But I’ve always wanted to do bike riding, roller skating, running, I love how it feels when wind blows on my face with music blasting in my ears, feels like nothing is impossible.

Then why wasn’t I doing it? If I craved all that, as simple as you see, you might even be rolling your eyes as you read this because of how simple and attainable that is, (I’m sure some of your fears are as silly as that!). You see the mistake that I was making was centering this whole thing to how people will perceive what I am doing and what I’d look like to them. When in reality no one really cares!!!!! Yes they might stare at you, cat call, snide and laugh at how ridiculous you look when you are jogging and panting 🤣😂.

I’ll prove to you why no one cares (until you make them). There is this certain idle man at a shop near my home whenever I pass he would make comments either on my walk or on my dress, whatever caught his eye. He did this almost every day to the point I thought he had it in for me. I never went to his shop until one day his shop was the closest and I needed a bottle of water, I gulped and walked up to him confidently. While i was paying for the water, he asked “Are you from around here?” I stared blankly at him and said yes. He nodded and went on, I started to remind him how he would throw comments at me every time I pass by.
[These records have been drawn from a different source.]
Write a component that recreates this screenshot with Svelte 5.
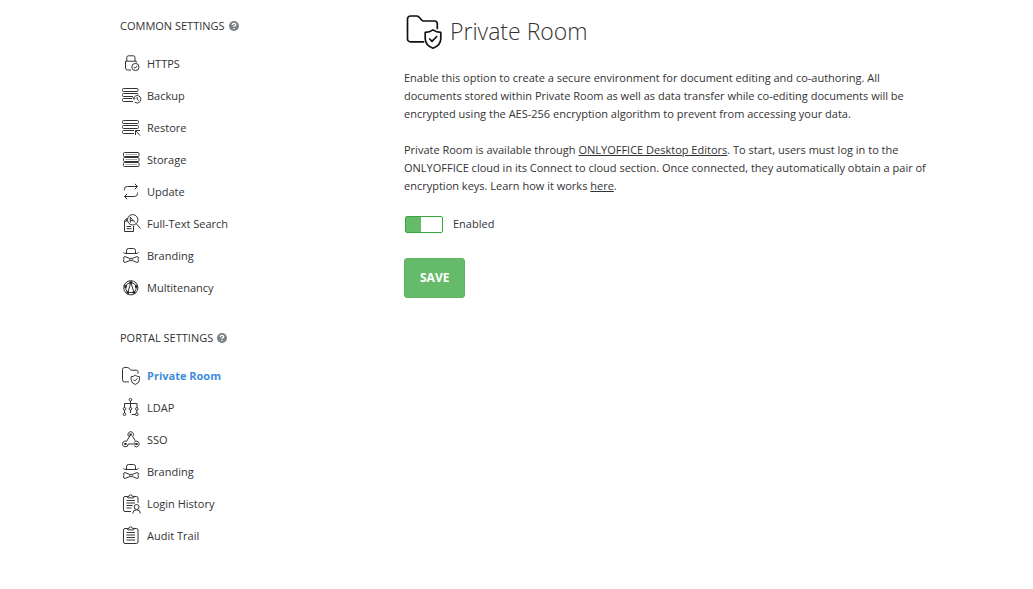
<script>
  let enabled = $state(true);
  let current = $state('Private Room');

  const groups = [
    {
      title: 'COMMON SETTINGS',
      items: [
        ['HTTPS', 'lock'],
        ['Backup', 'backup'],
        ['Restore', 'restore'],
        ['Storage', 'storage'],
        ['Update', 'update'],
        ['Full-Text Search', 'search'],
        ['Branding', 'branding'],
        ['Multitenancy', 'globe']
      ]
    },
    {
      title: 'PORTAL SETTINGS',
      items: [
        ['Private Room', 'folder'],
        ['LDAP', 'ldap'],
        ['SSO', 'sso'],
        ['Branding', 'branding'],
        ['Login History', 'login'],
        ['Audit Trail', 'audit']
      ]
    }
  ];
</script>

{#snippet icon(name)}
  <svg class="icon" viewBox="0 0 22 22" aria-hidden="true">
    {#if name === 'lock'}
      <path d="M6.8 8V4.5a1.7 1.7 0 0 1 1.7-1.7h4.8A1.7 1.7 0 0 1 15 4.500V8M5.500 8.200h10.800M16.300 8.200v1.300M5.500 8.200v6.800a2 2 0 0 0 2 2h3.500" />
      <circle cx="15.400" cy="14" r="3.600" />
      <path d="M13.700 14l1.300 1.300 2.200-2.500" />
    {:else if name === 'backup'}
      <rect x="2.500" y="3.500" width="15.500" height="3" rx="1" />
      <path d="M17 8.500H3.500a1 1 0 0 0-1 1v1a1 1 0 0 0 1 1H13M12 13.500H3.500a1 1 0 0 0-1 1v1a1 1 0 0 0 1 1H13M17 8.500a1 1 0 0 1 1 1" />
      <path d="M13.700 13a3.700 3.700 0 1 1 1 4M12.700 12.400l.9 1.800 1.800-.8M17.200 12v2.500l1.600 1" />
    {:else if name === 'restore'}
      <rect x="2.500" y="3.500" width="16" height="3" rx="1" />
      <rect x="2.500" y="8.500" width="16" height="3" rx="1" />
      <path d="M14 13.500H3.500a1 1 0 0 0-1 1v1a1 1 0 0 0 1 1H14M15.500 18v-4.500H20M15.500 13.500l4.500 5" />
    {:else if name === 'storage'}
      <path class="soft" d="M5.500 5.500h11.500M5.500 10.500h11.500M5.500 15.500h11.500" />
      <rect x="3.500" y="3.500" width="15.500" height="4" rx="1" />
      <rect x="3.500" y="8.500" width="15.500" height="4" rx="1" />
      <rect x="3.500" y="13.500" width="15.500" height="4" rx="1" />
    {:else if name === 'update'}
      <path d="M4.300 9.500V8.500a3 3 0 0 1 3-3h10M14.800 2.800l2.700 2.700-2.700 2.700M17.500 11.500v1a3 3 0 0 1-3 3H4.500M7.200 12.800l-2.700 2.700 2.700 2.700" />
    {:else if name === 'search'}
      <circle cx="12.700" cy="6.800" r="5.200" />
      <path d="M16.200 10.700l4.300 4.800M10.300 9.500v-5.200l4.700 5.200M10.300 7.700h3" />
      <path d="M6.700 5.500L4.500 7.700v10.800h9v-5.500M6.700 5.500v2.700H4.500M6.500 13.500h4.500M6.500 15.700h5" />
    {:else if name === 'branding'}
      <path d="M6.500 8.300V5.500a2 2 0 0 1 2-2h5a2 2 0 0 1 2 2v2.800M3.300 7.300q.7 1.200 2.700 1.200h10q2 0 2.700-1.200" />
      <circle cx="11" cy="14.500" r="1.300" />
      <path d="M9.800 13.500L5 11.600q-1.500 0-1.500 1.500.8 1.400 0 2.800 0 1.500 1.500 1.500l4.800-1.900M12.200 13.500L17 11.600q1.500 0 1.500 1.500-.8 1.400 0 2.800 0 1.500-1.500 1.500l-4.800-1.900" />
    {:else if name === 'globe'}
      <circle cx="10.800" cy="10.800" r="7.100" />
      <path d="M10.800 5.500Q6.800 6 5.500 9.500 5.300 13 7.800 15.500h6.200Q16.600 13 16.300 9.500 14.800 6 10.800 5.500L7.800 15.500M10.800 5.500L14 15.500M5.500 9.500L4 8M16.300 9.500L17.700 8" />
      <path class="dot" d="M9.500 4.200h2.600v2.600H9.500zM4.300 8.200h2.500v2.500H4.300zM15 8.200h2.500v2.500H15zM6.500 14.200H9v2.500H6.500zM12.800 14.200h2.500v2.500h-2.500z" />
    {:else if name === 'folder'}
      <path d="M9 16.900H4.500a2 2 0 0 1-2-2V4.500a2 2 0 0 1 2-2H7.700a1.500 1.500 0 0 1 1.100.5l1.500 1.700a1.500 1.500 0 0 0 1.100.5h5.100a1.500 1.500 0 0 1 1.500 1.500v2" />
      <path d="M15.300 10.300q1.800 1.300 4.200 1.400v2.800q0 3.500-4.200 5-4.200-1.500-4.200-5v-2.800q2.400-.1 4.200-1.400zM13.300 14.500l1.500 1.500 2.700-2.800" />
    {:else if name === 'ldap'}
      <path d="M10.500 4v6.500M4.500 10.500v-4h12.500v4M4.500 13v3M10.500 13v3M16.800 13v3M11.800 17.500h3.700" />
      <circle cx="10.500" cy="2.700" r="1.300" />
      <circle cx="4.500" cy="11.800" r="1.300" />
      <circle cx="4.500" cy="17.300" r="1.300" />
      <circle cx="10.500" cy="11.800" r="1.300" />
      <circle cx="16.800" cy="11.800" r="1.300" />
      <circle cx="16.800" cy="17.300" r="1.300" />
    {:else if name === 'sso'}
      <path d="M9 7.700A2.800 2.800 0 1 1 12.700 7.500L15.200 11.700M10.100 6.500L6.500 12.500M6.500 12.400A2.800 2.800 0 1 0 8.200 15h7.500M14 13.500a2.800 2.800 0 1 1 .3 3.300" />
      <path class="dot" d="M9.500 4.600h2.200v2.200H9.500zM4.300 13.900h2.200v2.200H4.300zM15.400 13.900h2.200v2.200h-2.200z" />
    {:else}
      <path d="M7.700 3.500H5a1.500 1.500 0 0 0-1.500 1.500v12A1.500 1.500 0 0 0 5 18.500h{name === 'login' ? 6 : 11.500}M13.500 3.500h3A1.500 1.500 0 0 1 18 5v{name === 'login' ? 5 : 12}{name === 'login' ? '' : 'a1.500 1.500 0 0 1-1.500 1.500'}" />
      <path d="M7.700 4.900V3.300h1.500q0-1.500 1.500-1.500t1.500 1.500h1.500v1.600zM6.500 7.500H15M6.500 10H15" />
      {#if name === 'login'}
        <path d="M6.500 12.500h6M6.500 15h5M12.800 20.500q0-3.700 3.800-3.700t3.800 3.700" />
        <circle cx="16.600" cy="14" r="2.500" />
      {:else}
        <path d="M6.500 12.500H15M6.500 15H15" />
      {/if}
    {/if}
  </svg>
{/snippet}

<div class="page">
  <nav aria-label="Settings">
    {#each groups as group}
      <section>
        <h2>
          {group.title}
          <button class="help" aria-label="Help">
            <svg viewBox="0 0 10 10" aria-hidden="true">
              <circle cx="5" cy="5" r="5" />
              <path d="M3.300 3.900Q3.300 2.400 5 2.400t1.700 1.400Q6.700 4.800 5 5.300v.6M5 7v1.100" />
            </svg>
          </button>
        </h2>
        <ul>
          {#each group.items as [label, name]}
            <li>
              <a href="#{name}" class:active={current === label} onclick={() => (current = label)}>
                {@render icon(name)}
                <span>{label}</span>
              </a>
            </li>
          {/each}
        </ul>
      </section>
    {/each}
  </nav>

  <main>
    <h1>
      <svg viewBox="0 0 40 40" aria-hidden="true">
        <path d="M19.500 30.900H6.500a3 3 0 0 1-3-3V8a3 3 0 0 1 3-3h6.200a3 3 0 0 1 2.200 1l2.700 3a3 3 0 0 0 2.200 1h11a2.500 2.500 0 0 1 2.500 2.500v5" />
        <path d="M29 18.900q3.300 2.300 7.800 2.500v6q0 6.700-7.800 9.800-7.800-3.100-7.800-9.800v-6q4.500-.2 7.800-2.500zM25.700 28l2.300 2.300 4.700-4.800" />
      </svg>
      <span>Private Room</span>
    </h1>
    <p>
      Enable this option to create a secure environment for document editing and co-authoring. All
      documents stored within Private Room as well as data transfer while co-editing documents will
      be encrypted using the AES-256 encryption algorithm to prevent from accessing your data.
    </p>
    <p>
      Private Room is available through <a href="#editors">ONLYOFFICE Desktop Editors</a>. To start,
      users must log in to the ONLYOFFICE cloud in its Connect to cloud section. Once connected,
      they automatically obtain a pair of encryption keys. Learn how it works <a href="#help">here</a>.
    </p>
    <label>
      <input type="checkbox" bind:checked={enabled} />
      {enabled ? 'Enabled' : 'Disabled'}
    </label>
    <button class="save">SAVE</button>
  </main>
</div>

<style>
  :global(body) {
    margin: 0;
    background: #fff;
  }

  .page {
    display: grid;
    grid-template-columns: 284px minmax(0, 1fr);
    padding: 11px 100px 32px 120px;
    color: #333;
    font: 11px/18px 'Open Sans', sans-serif;
  }

  nav {
    display: flex;
    flex-direction: column;
    gap: 25px;
    padding-top: 6px;
  }

  h1,
  h2,
  p,
  ul {
    margin: 0;
    padding: 0;
    font-weight: 400;
  }

  h2 {
    display: flex;
    align-items: center;
    gap: 4px;
    margin-bottom: 13px;
    font-size: 11px;
  }

  .help {
    display: flex;
    padding: 0;
    border: 0;
    background: none;
    cursor: pointer;
  }

  .help svg {
    width: 10px;
    height: 10px;
    fill: #7b8283;
  }

  .help path {
    fill: none;
    stroke: #fff;
    stroke-width: 1.3;
  }

  ul {
    list-style: none;
  }

  nav a {
    display: flex;
    align-items: center;
    gap: 5px;
    height: 32px;
    color: #333;
    text-decoration: none;
  }

  nav a.active {
    color: #3d8ddd;
    font-weight: 700;
  }

  .icon {
    width: 22px;
    height: 22px;
    fill: none;
    stroke: #333;
    stroke-width: 1;
    stroke-linejoin: round;
  }

  .icon .dot {
    fill: #222;
    stroke: none;
  }

  .icon .soft {
    stroke: #aaa;
  }

  main {
    max-width: 528px;
  }

  h1 {
    display: flex;
    align-items: center;
    gap: 6px;
    margin-bottom: 18px;
    font-size: 23px;
    font-weight: 300;
    line-height: 40px;
  }

  h1 svg {
    width: 40px;
    height: 40px;
    fill: none;
    stroke: #111;
    stroke-width: 1.7;
    stroke-linecap: round;
    stroke-linejoin: round;
  }

  p {
    margin-bottom: 18px;
  }

  p a {
    color: #333;
    text-decoration: underline;
  }

  label {
    display: flex;
    align-items: center;
    gap: 10px;
    width: max-content;
    margin-bottom: 23px;
    padding: 2px 1px;
  }

  input {
    appearance: none;
    width: 38px;
    height: 17px;
    margin: 0;
    border: 1px solid #35a93c;
    border-radius: 2px;
    background: linear-gradient(to right, #66bb6a 15px, #fff 15px);
    cursor: pointer;
  }

  input:not(:checked) {
    border-color: #999;
    background: linear-gradient(to left, #bbb 15px, #fff 15px);
  }

  .save {
    display: block;
    height: 40px;
    padding: 0 15px;
    border: 1px solid #5cb660;
    border-radius: 3px;
    background: #66bb6a;
    color: #fff;
    font: 700 12px/18px 'Open Sans', sans-serif;
    cursor: pointer;
  }
</style>
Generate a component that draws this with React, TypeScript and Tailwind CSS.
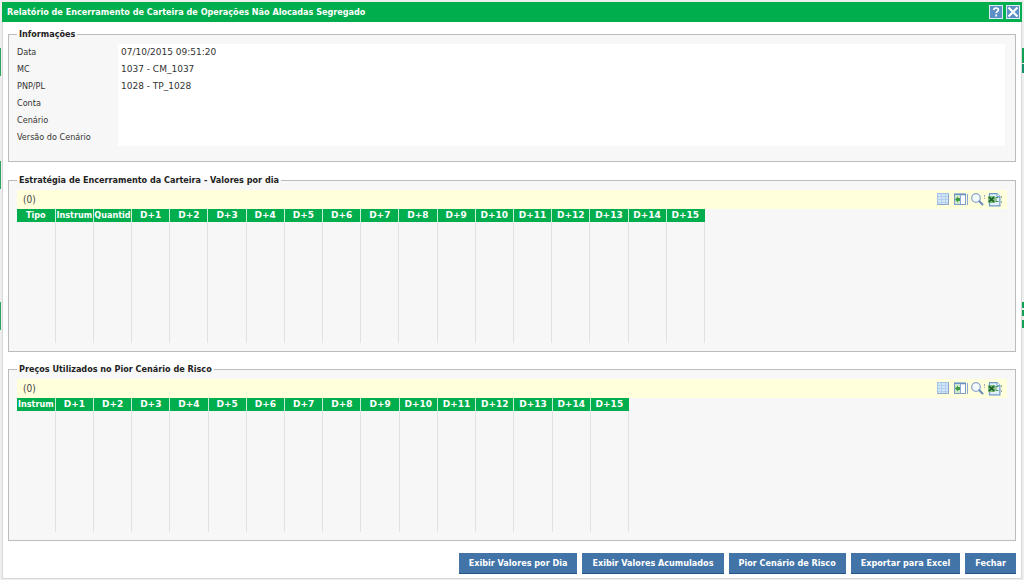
import React from 'react';

const days = Array.from({ length: 15 }, (_, i) => `D+${i + 1}`);

const info = [
    { label: 'Data', value: '07/10/2015 09:51:20' },
    { label: 'MC', value: '1037 - CM_1037' },
    { label: 'PNP/PL', value: '1028 - TP_1028' },
    { label: 'Conta', value: '' },
    { label: 'Cenário', value: '' },
    { label: 'Versão do Cenário', value: '' },
];

const actions = [
    'Exibir Valores por Dia',
    'Exibir Valores Acumulados',
    'Pior Cenário de Risco',
    'Exportar para Excel',
    'Fechar',
];

function GridIcon() {
    return (
        <svg width="13" height="13" viewBox="0 0 13 13">
            <rect x="0.5" y="0.5" width="11" height="11" fill="#d3e6f8" stroke="#a3c3e6" />
            <path d="M1 3.5h10M1 6.5h10M1 9.5h10M4.5 1v10M8.5 1v10" stroke="#b4d0ee" />
            <path d="M0.5 11.5h11V1" stroke="#8fa9cc" fill="none" />
        </svg>
    );
}

function ColumnsIcon() {
    return (
        <svg width="14" height="13" viewBox="0 0 14 13">
            <rect x="0.5" y="1" width="11" height="10.5" fill="#fff" stroke="#7f9fcb" />
            <path d="M0 1.5h12" stroke="#6a92c4" strokeWidth="1.500" />
            <rect x="1" y="2" width="5" height="9" fill="#cfe8cb" />
            <path d="M1 6.500L4 3.500v1.500H6.500v3H4v1.500z" fill="#3f9a43" />
            <path d="M6.500 2v9M13.500 1v11" stroke="#8aa8d4" />
        </svg>
    );
}

function SearchIcon() {
    return (
        <svg width="14" height="13" viewBox="0 0 14 13">
            <circle cx="5" cy="5" r="4.300" fill="#f3f9ff" stroke="#8fa9c9" strokeWidth="1.300" />
            <path d="M8.300 8.300l3.200 3.200" stroke="#6c8db8" strokeWidth="2" strokeLinecap="round" />
            <path d="M13.500 2v2M13.500 5v1" stroke="#a9a9b8" />
        </svg>
    );
}

function ExcelIcon() {
    return (
        <svg width="14" height="14" viewBox="0 0 14 14">
            <path d="M1.500 0.600h7.500l2.900 2.900v9.400H1.500z" fill="#e3effa" stroke="#6f9acb" strokeWidth="1.200" />
            <path d="M9 0.600v3h3" fill="#fff" stroke="#6f9acb" />
            <rect x="0" y="3" width="7" height="7" fill="#7fbd80" />
            <path d="M1 4.200l5 4.600M6 4.200l-5 4.600" stroke="#1d6026" strokeWidth="1.600" />
            <path d="M7.500 4.500h3M7.500 8.500h3M8 4.500v4" fill="none" stroke="#4a9a50" />
            <path d="M13.500 3v2M13.500 8v2" stroke="#9fb4a0" />
        </svg>
    );
}

const tools = [
    { label: 'Grade', Icon: GridIcon },
    { label: 'Colunas', Icon: ColumnsIcon },
    { label: 'Pesquisar', Icon: SearchIcon },
    { label: 'Excel', Icon: ExcelIcon },
];

function Section({ title, className, children }: { title: string; className: string; children: React.ReactNode }) {
    return (
        <fieldset className={`min-w-0 border border-[#bcbcbc] bg-[#f7f7f7] px-2 ${className}`}>
            <legend className="h-3 px-[2px] text-[9px] leading-3 font-bold text-[#222]">{title}</legend>
            {children}
        </fieldset>
    );
}

function Grid({ names, className }: { names: string[]; className: string }) {
    const th = 'border-r border-[#c8ecd6] p-0 text-[9px] leading-[13px] font-bold whitespace-nowrap text-white last:border-[#00ae4d]';
    return (
        <div className="pt-1">
            <div className="flex h-[19px] items-center justify-between bg-[#ffffdc] pr-[5px] pl-[6px] text-[10px] text-[#444]">
                <span>(0)</span>
                <div className="flex items-center gap-[3px]">
                    {tools.map(({ label, Icon }) => (
                        <button key={label} type="button" aria-label={label} className="flex w-[14px] cursor-pointer">
                            <Icon />
                        </button>
                    ))}
                </div>
            </div>
            <table className={`table-fixed border-collapse ${className}`}>
                <thead>
                    <tr className="h-[13px] bg-[#00ae4d]">
                        {names.map((name) => (
                            <th key={name} className={th}>{name}</th>
                        ))}
                        {days.map((day) => (
                            <th key={day} className={`font-['DejaVu_Sans'] ${th}`}>{day}</th>
                        ))}
                    </tr>
                </thead>
                <tbody>
                    <tr className="h-[121px]">
                        {[...names, ...days].map((column) => (
                            <td key={column} className="border-r border-[#e2e2e2] p-0" />
                        ))}
                    </tr>
                </tbody>
            </table>
        </div>
    );
}

export default function App() {
    return (
        <div className="flex min-h-screen bg-[#eeeeee] font-['DejaVu_Sans_Condensed','DejaVu_Sans',sans-serif] text-[#333]">
            {/* Page behind the dialog, left edge */}
            <div className="w-[2px] shrink-0 pt-12">
                <div className="h-7 w-px bg-[#2da562]" />
                <div className="mt-[85px] h-7 w-px bg-[#2da562]" />
                <div className="mt-[113px] h-7 w-px bg-[#2da562]" />
            </div>

            <main className="flex min-w-0 flex-1 flex-col pt-[2px] pb-[1px]">
                <header className="flex h-5 items-center justify-between bg-[#00ae4d] pr-[2px] pl-[5px]">
                    <h1 className="text-[9px] leading-5 font-bold text-white">
                        Relatório de Encerramento de Carteira de Operações Não Alocadas Segregado
                    </h1>
                    <div className="flex gap-[3px]">
                        <button type="button" aria-label="Ajuda" className="cursor-pointer">
                            <svg width="14" height="14" viewBox="0 0 14 14">
                                <rect x="0.500" y="0.500" width="13" height="13" fill="#5c8fc6" stroke="#dcebf5" />
                                <path d="M4.800 5c0-2.700 4.600-2.600 4.600 0 0 1.500-2.200 1.500-2.200 3.300M7.200 9.600v1.800" fill="none" stroke="#fff" strokeWidth="1.700" />
                            </svg>
                        </button>
                        <button type="button" aria-label="Fechar janela" className="cursor-pointer">
                            <svg width="14" height="14" viewBox="0 0 14 14">
                                <rect x="0.500" y="0.500" width="13" height="13" fill="#5c8fc6" stroke="#dcebf5" />
                                <path d="M2.500 2.500l9 9M11.500 2.500l-9 9" stroke="#fff" strokeWidth="2.200" />
                            </svg>
                        </button>
                    </div>
                </header>

                <div className="flex flex-1 flex-col border border-t-0 border-[#d8d8d8] bg-white px-[5px] pt-[6px]">
                    <Section title="Informações" className="pb-[15px]">
                        <dl className="pt-1 pr-[2px] text-[9px] leading-[17px]">
                            {info.map(({ label, value }) => (
                                <div key={label} className="flex h-[17px]">
                                    <dt className="w-[101px] shrink-0">{label}</dt>
                                    <dd className="flex-1 bg-white pl-[3px] font-['DejaVu_Sans']">{value}</dd>
                                </div>
                            ))}
                        </dl>
                    </Section>

                    <Section title="Estratégia de Encerramento da Carteira - Valores por dia" className="mt-3 pb-2">
                        <Grid names={['Tipo', 'Instrum', 'Quantid']} className="w-[688px]" />
                    </Section>

                    <Section title="Preços Utilizados no Pior Cenário de Risco" className="mt-[11px] pb-2">
                        <Grid names={['Instrum']} className="w-[612px]" />
                    </Section>

                    <footer className="flex justify-end gap-[5px] pt-3 pb-1">
                        {actions.map((action) => (
                            <button
                                key={action}
                                type="button"
                                className="h-[21px] cursor-pointer border-b border-[#24528a] bg-[#4274a8] px-[10px] pt-px text-[9px] font-bold text-white"
                            >
                                {action}
                            </button>
                        ))}
                    </footer>
                </div>
            </main>

            {/* Page behind the dialog, right edge */}
            <div className="flex w-[2px] shrink-0 flex-col pt-12">
                <div className="h-[15px] bg-[#12a154]" />
                <div className="mt-px h-[9px] bg-[#12906a]" />
                <div className="mt-[229px] h-[6px] bg-[#12a154]" />
                <div className="mt-[2px] h-[6px] bg-[#12a154]" />
                <div className="mt-1 h-2 bg-[#12a154]" />
            </div>
        </div>
    );
}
He laughed and said “I get bored here, so I throw comments to anyone, I barely remember the person the next minute. But I’ll remember you from today”. I smiled and walked away. On my way home I scoffed at how I would dread passing by his shop, thinking I was the only one in this town he picked to torture, I would sometimes change my dressing style because of how rude he would get thinking he’d stop until I realized, he does not care; in fact, he doesn’t remember me at all.

See, we often think the world revolves around us. If I say this how would I look? if i go out alone people would see me weird, if I ride a bike, I will look funny. Let us try to change our thinking and center it to ourselves. If I go biking alone, I will enjoy it! If I take myself to dinner, I will eat everything without a care of who Is paying or looking! If I go running or jogging, I will bop and hop every step with the beat to my music and breath!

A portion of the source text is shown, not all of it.